Keith v. Mountain Resorts Dev., LLC, 2014 UT 32, ¶ 41, 337 P.3d 213 (quotations and citations omitted).[31] Similarly, under Utah law, the elements of a claim for negligent misrepresentation are:

(1) the plaintiffs reasonably relied on the defendant's representation, (2) the representation constitutes a ‘careless or negligent misrepresentation of a material fact, ' (3) the defendant ‘had a pecuniary interest in the transaction, ' (4) the defendant ‘was in a superior position to know the material facts, ' and (5) the defendant ‘should have reasonably foreseen that the injured party was likely to rely upon the' misrepresentation.

Mitchell v. Smith, No. 1:08-cv-103-TS, 2010 WL 5172906, at *8 (D. Utah Dec. 14, 2010) (quoting Price-Orem Inv. Co. v. Rollins, Brown and Gunnel, Inc., 713 P.2d 55, 59 (Utah 1986)). Whether the MSA's general disclaimer precludes Preventive's fraud and negligent misrepresentation claims depends on whether the MSA's general disclaimer renders Preventive's reliance unreasonable as a matter of law.

         “Reasonable reliance must be considered with reference to the facts of each case, and is usually a question for the jury to determine.” Conder v. A.L. Williams & Assocs., Inc., 739 P.2d 634, 638 (Utah Ct. App. 1987) (citations omitted). However, “there are instances where courts may conclude that as a matter of law, there was no reasonable reliance.” Gold Standard, Inc. v. Getty Oil Co., 915 P.2d 1060, 1067 (Utah 1996) (citing cases). For example, a court may determine that a party's reliance is unreasonable where the party is given notice that any reliance on the alleged misrepresentations is misplaced. Id. at 1068. Whether notice renders reliance per se unreasonable depends heavily on the facts and circumstances of the case.

         For example, in Gold Standard, Inc. v. Getty Oil Co., the plaintiff and defendant entered into an operating agreement to engage in a joint mining venture. Id. at 1062. The plaintiff alleged that it had relied on the fraudulent misrepresentations of one of the defendant's representatives during ongoing negotiations between the parties.
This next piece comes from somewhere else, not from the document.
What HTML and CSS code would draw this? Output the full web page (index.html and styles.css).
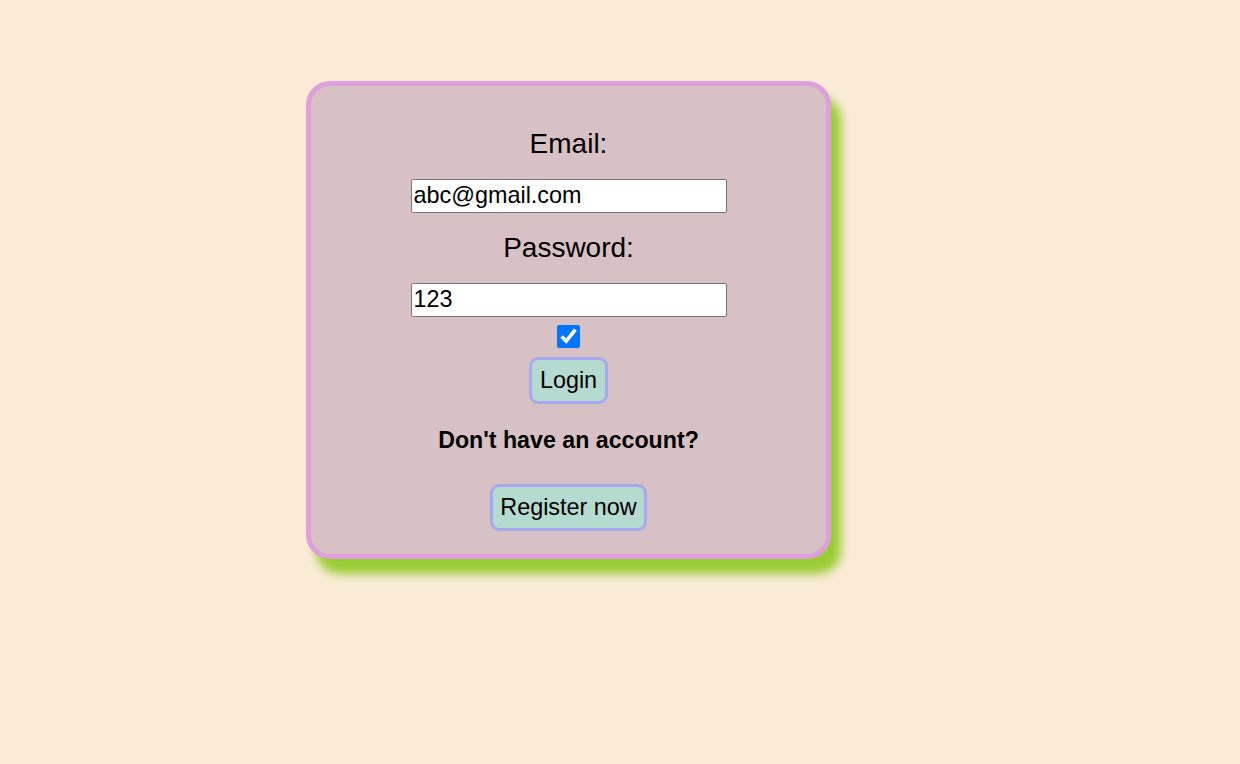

Id. at 1063. Following the misrepresentations, the plaintiff received several written clarifications which explained that the negotiations. Id. at 1066. After a jury verdict in favor of the plaintiff, the trial court entered in a judgment notwithstanding the verdict in favor of the defendants. Id. The trial judge concluded, “[i]n light of all of the written clarifications” from the defendants, plaintiff “was not entitled as a matter of law to rely upon any inconsistent contemporaneous oral promises” made by the defendants. Id. The Utah Supreme Court affirmed, finding: “a party cannot reasonably rely upon oral statements by the opposing party in light of contrary written information.” Id. at 1068. The court held that the plaintiff's reliance was unreasonable because of the “numerous writings” which provided the plaintiff notice that any reliance on the defendants' representations would be in error. Id.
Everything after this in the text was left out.